40 People (33 developers, 7 thanks) · View all



Average score: 79% (based on 23 ratings)


Average score: 3.5 out of 5 (based on 98 ratings with 8 reviews)

king's quest jumps the shark

The Good
The King 's Quest saga continues, with cartoon-style animation, new worlds to explore, new puzzles to solve and - thankfully - this adventure has two female protagonists.

Adventure games during this area were trying to utilise the CD-ROM format with voice acting (instead of just text), and creating a world that either looked more like a Disney cartoon or Hollywood blockbuster.

I see plenty of creativity and ambition in this game, sadly the execution of this game is horrible, and marked the beginning of the end for a once great adventure game franchise.

The Bad
The cartoon-inspired look of the game and its intermission sequences are actually impressive for 1994. The big problem is that when you develop an adventure game in such a manner, you cannot overlook 'little' things in order to get the game on the shelves by Xmas.

Here the animation is often painfully choppy, with characters moving painfully slow. Had more time been given to development, the world and the characters in it would likely have connected with players more then they do with what was released.

Any emotional investment in the characters or their problems is marred by the clearly rushed nature of the animation. If you want the player to care about the fate of your two heroines, then you have to understand how animation - when done well - can create cartoon actors (actresses) who can be good actors.

The settings may look pretty, but it is supposed to be an adventure game, not an art gallery. If you want to see how cartoon type animation can work well in adventure games, check out Monkey Island 3 or even Full Throttle.

Beyond the rush job/animation problems - which make parts of the story hard to follow - the control scheme has been changed, almost 'dumbbed down' to the point where puzzles are way to easy or way to obscure to be of any fun.

The voice acting is not great, but that is probably (partly) the fault of whoever edited or wrote the script. Good script writing/editing is as key to CD adventure games as is creating animated actors.

It is hard to get too interested in a cheap "Alice In Wonderland" storyline, and many of the side stories that arise are rarely developed enough to matter.

Descriptions of items or characters are often kept to a bare minimum, and one reason why the game allows you skip chapters is because the game has a tendency to crash - at least the original version I had.

I do not object to the 'family friendly' tone of the game or even the 'homages' to legends, myths and other fictitious tales. Such things have served the series well in previous KQ adventure games.

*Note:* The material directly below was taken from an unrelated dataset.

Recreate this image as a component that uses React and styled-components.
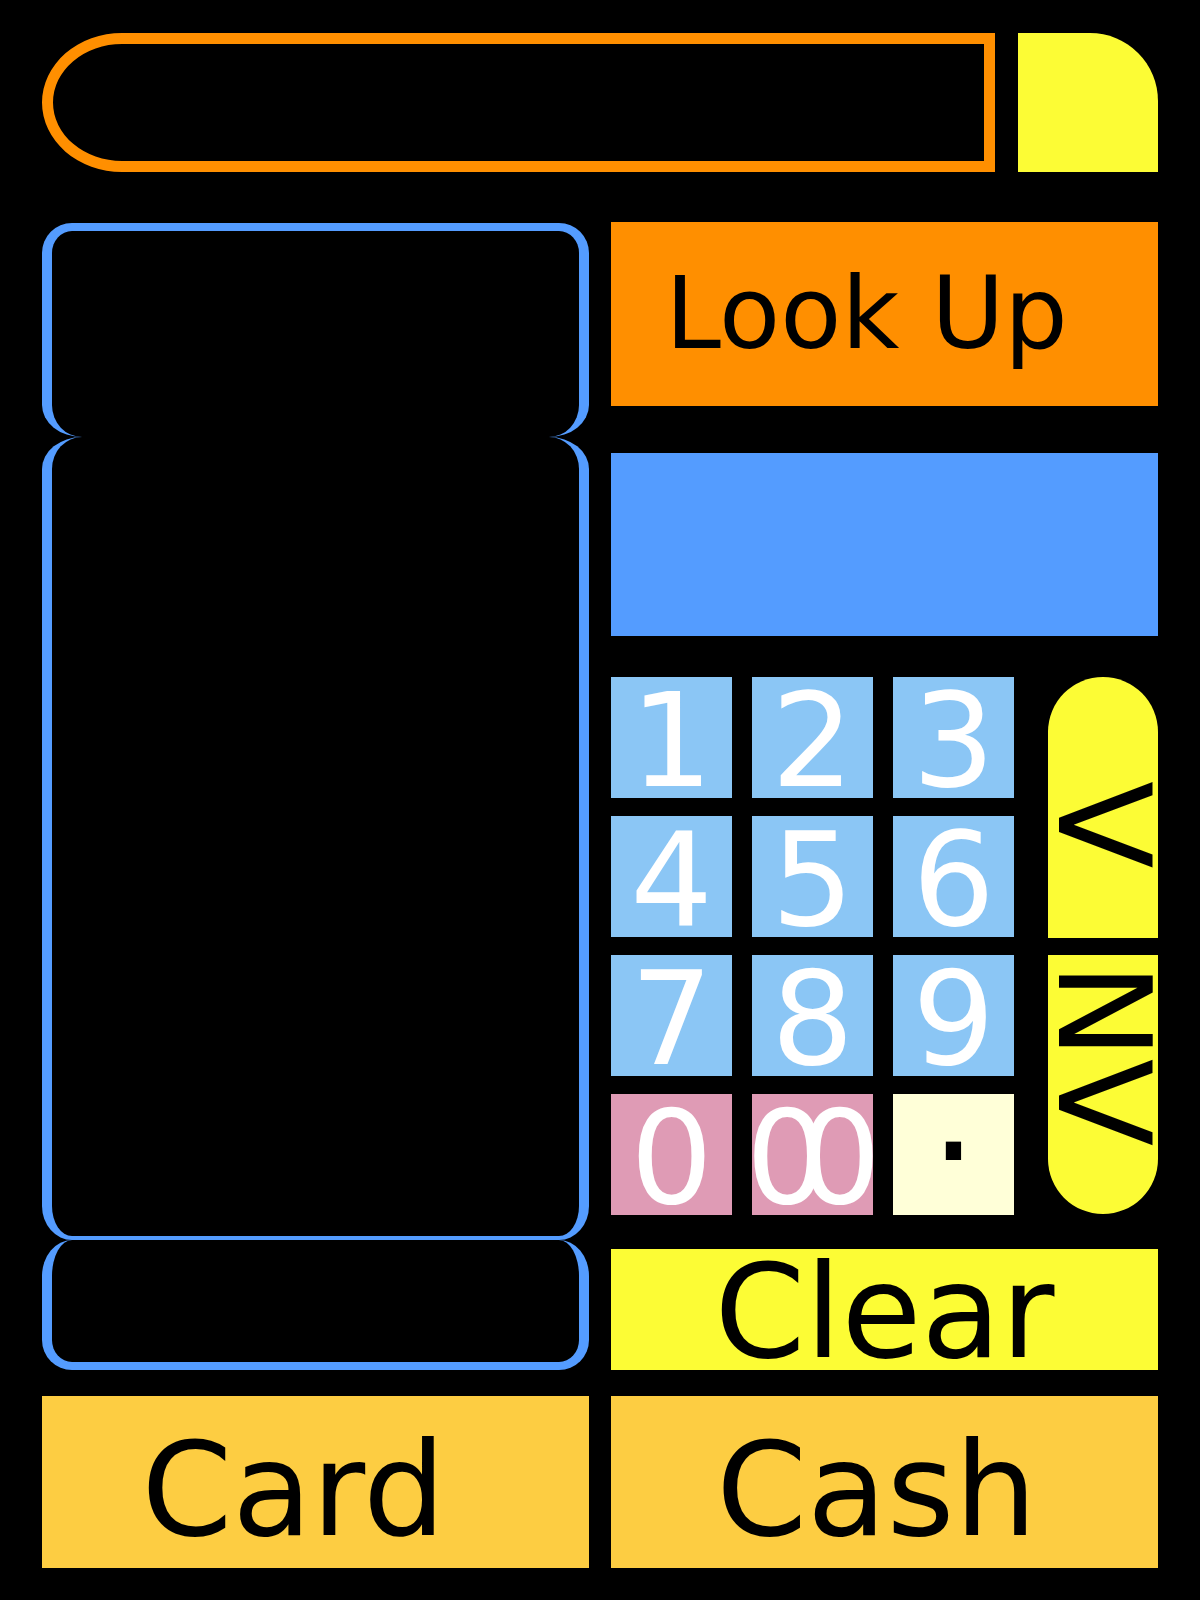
import React from "react";
import styled, { createGlobalStyle } from "styled-components";

const GlobalStyle = createGlobalStyle`
  html, body {
    margin: 0;
    padding: 0;
    background: #000;
  }
  body {
    font-family: "DejaVu Sans", "Noto Sans", sans-serif;
  }
`;

const Page = styled.div`
  width: 1200px;
  min-height: 1600px;
  box-sizing: border-box;
  padding: 33px 42px 0;
  display: flex;
  flex-direction: column;
  background: #000;
`;

const TopBar = styled.div`
  display: flex;
  gap: 23px;
  height: 139px;
  margin-bottom: 50px;
`;

const SearchField = styled.div`
  flex: 1;
  box-sizing: border-box;
  border: 11px solid #ff8f00;
  border-radius: 80px 0 0 80px / 69.5px 0 0 69.5px;
`;

const CornerTab = styled.div`
  width: 140px;
  background: #fcfc35;
  border-top-right-radius: 68px;
`;

const Main = styled.div`
  display: grid;
  grid-template-columns: 547px 547px;
  column-gap: 22px;
`;

const LeftColumn = styled.div`
  display: flex;
  flex-direction: column;
  padding-top: 1px;
`;

const Panel = styled.div`
  box-sizing: border-box;
  height: ${(p) => p.$h}px;
  border-style: solid;
  border-color: #549cff;
  border-width: ${(p) => p.$bw};
  border-radius: ${(p) => p.$r};
`;

const RightColumn = styled.div`
  display: flex;
  flex-direction: column;
`;

const ActionButton = styled.div`
  box-sizing: border-box;
  height: ${(p) => p.$h}px;
  margin-top: ${(p) => p.$mt || 0}px;
  display: flex;
  align-items: center;
  justify-content: center;
  background: ${(p) => p.$bg};
  color: #000;
  font-size: ${(p) => p.$fs || 130}px;
  line-height: ${(p) => (p.$fs ? p.$fs : 110)}px;
  padding-top: ${(p) => p.$pt || 0}px;
  padding-right: ${(p) => p.$pr || 0}px;
  white-space: nowrap;
`;

const Keypad = styled.div`
  display: flex;
  justify-content: space-between;
  height: 537px;
  margin-top: 41px;
`;

const Digits = styled.div`
  display: grid;
  grid-template-columns: repeat(3, 121px);
  grid-template-rows: repeat(4, 121px);
  column-gap: 20px;
  row-gap: 18px;
`;

const Key = styled.div`
  box-sizing: border-box;
  display: flex;
  align-items: center;
  justify-content: center;
  background: ${(p) => p.$bg};
  color: ${(p) => p.$fg || "#fff"};
  font-size: ${(p) => p.$fs || 130}px;
  line-height: 100px;
  padding-top: ${(p) => p.$pt ?? 7}px;
  padding-bottom: ${(p) => p.$pb || 0}px;
  white-space: nowrap;
`;

const KeyLabel = styled.span`
  letter-spacing: ${(p) => (p.$tight ? "-30px" : "0")};
  margin-right: ${(p) => (p.$tight ? "28px" : "0")};
`;

const Scroller = styled.div`
  width: 110px;
  display: flex;
  flex-direction: column;
  gap: 17px;
`;

const ScrollButton = styled.div`
  height: ${(p) => p.$h}px;
  box-sizing: border-box;
  background: #fcfc35;
  border-radius: ${(p) => (p.$up ? "55px 55px 0 0" : "0 0 55px 55px")};
  display: flex;
  justify-content: center;
  align-items: flex-start;
  padding-top: ${(p) => p.$pt}px;
`;

const VerticalGlyphs = styled.span`
  writing-mode: vertical-rl;
  text-orientation: mixed;
  font-size: 128px;
  line-height: 110px;
  color: #000;
  white-space: nowrap;
`;

const BottomRow = styled.div`
  display: grid;
  grid-template-columns: 547px 547px;
  column-gap: 22px;
  margin-top: 26px;
`;

const keys = [
  { label: "1", bg: "#8bc6f5" },
  { label: "2", bg: "#8bc6f5" },
  { label: "3", bg: "#8bc6f5" },
  { label: "4", bg: "#8bc6f5" },
  { label: "5", bg: "#8bc6f5" },
  { label: "6", bg: "#8bc6f5" },
  { label: "7", bg: "#8bc6f5" },
  { label: "8", bg: "#8bc6f5" },
  { label: "9", bg: "#8bc6f5" },
  { label: "0", bg: "#df9bb5" },
  { label: "00", bg: "#df9bb5", tight: true },
  { label: "\u00b7", bg: "#ffffd8", fg: "#000", fs: 148, pt: 0, pb: 8 },
];

export default function App() {
  return (
    <>
      <GlobalStyle />
      <Page>
        <TopBar>
          <SearchField />
          <CornerTab />
        </TopBar>
        <Main>
          <LeftColumn>
            <Panel
              $h={214}
              $bw="8px 10px 0 10px"
              $r="30px 30px 40px 40px / 30px 30px 32px 32px"
            />
            <Panel
              $h={803}
              $bw="0 10px 4px 10px"
              $r="40px 40px 30px 30px / 32px 32px 34px 34px"
            />
            <Panel
              $h={130}
              $bw="0 10px 8px 10px"
              $r="30px 30px 30px 30px / 36px 36px 30px 30px"
            />
          </LeftColumn>
          <RightColumn>
            <ActionButton $h={184} $bg="#ff8f00" $fs={100} $pr={36}>
              Look Up
            </ActionButton>
            <ActionButton $h={183} $mt={47} $bg="#549cff" />
            <Keypad>
              <Digits>
                {keys.map((k) => (
                  <Key
                    key={k.label}
                    $bg={k.bg}
                    $fg={k.fg}
                    $fs={k.fs}
                    $pt={k.pt}
                    $pb={k.pb}
                  >
                    <KeyLabel $tight={k.tight}>{k.label}</KeyLabel>
                  </Key>
                ))}
              </Digits>
              <Scroller>
                <ScrollButton $up $h={261} $pt={104}>
                  <VerticalGlyphs>V</VerticalGlyphs>
                </ScrollButton>
                <ScrollButton $h={259} $pt={8}>
                  <VerticalGlyphs>NV</VerticalGlyphs>
                </ScrollButton>
              </Scroller>
            </Keypad>
            <ActionButton $h={121} $mt={35} $bg="#fcfc35" $pt={5}>
              Clear
            </ActionButton>
          </RightColumn>
        </Main>
        <BottomRow>
          <ActionButton $h={172} $bg="#fdcd42" $pt={16} $pr={44}>
            Card
          </ActionButton>
          <ActionButton $h={172} $bg="#fdcd42" $pt={16} $pr={16}>
            Cash
          </ActionButton>
        </BottomRow>
      </Page>
    </>
  );
}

However, the game seems to be a little too eager to ensure that both heroines stay within an uber-feminine box. As if someone looked at 1940s Disney cartoon as how women should behave in an adventure.

Heck, the princess is introduced singing a very, very, very happy tune about how great her life is. It's not a good song and comes off as a wee bit like "Stepford Wives".

True, they are royalty and that means a certain decourm and sense of proprietary. I just found the overall design of the women to be a tad sexist.

The Bottom Line
The game suffers from being rushed to the store shelves, which leaves players with bugs, confusing story, poor character development, choppy animation and cartoon characters that are hard to like or dislike. It is a shame because behind all these faults, rare moments of creativity and adventure game fun can be seen.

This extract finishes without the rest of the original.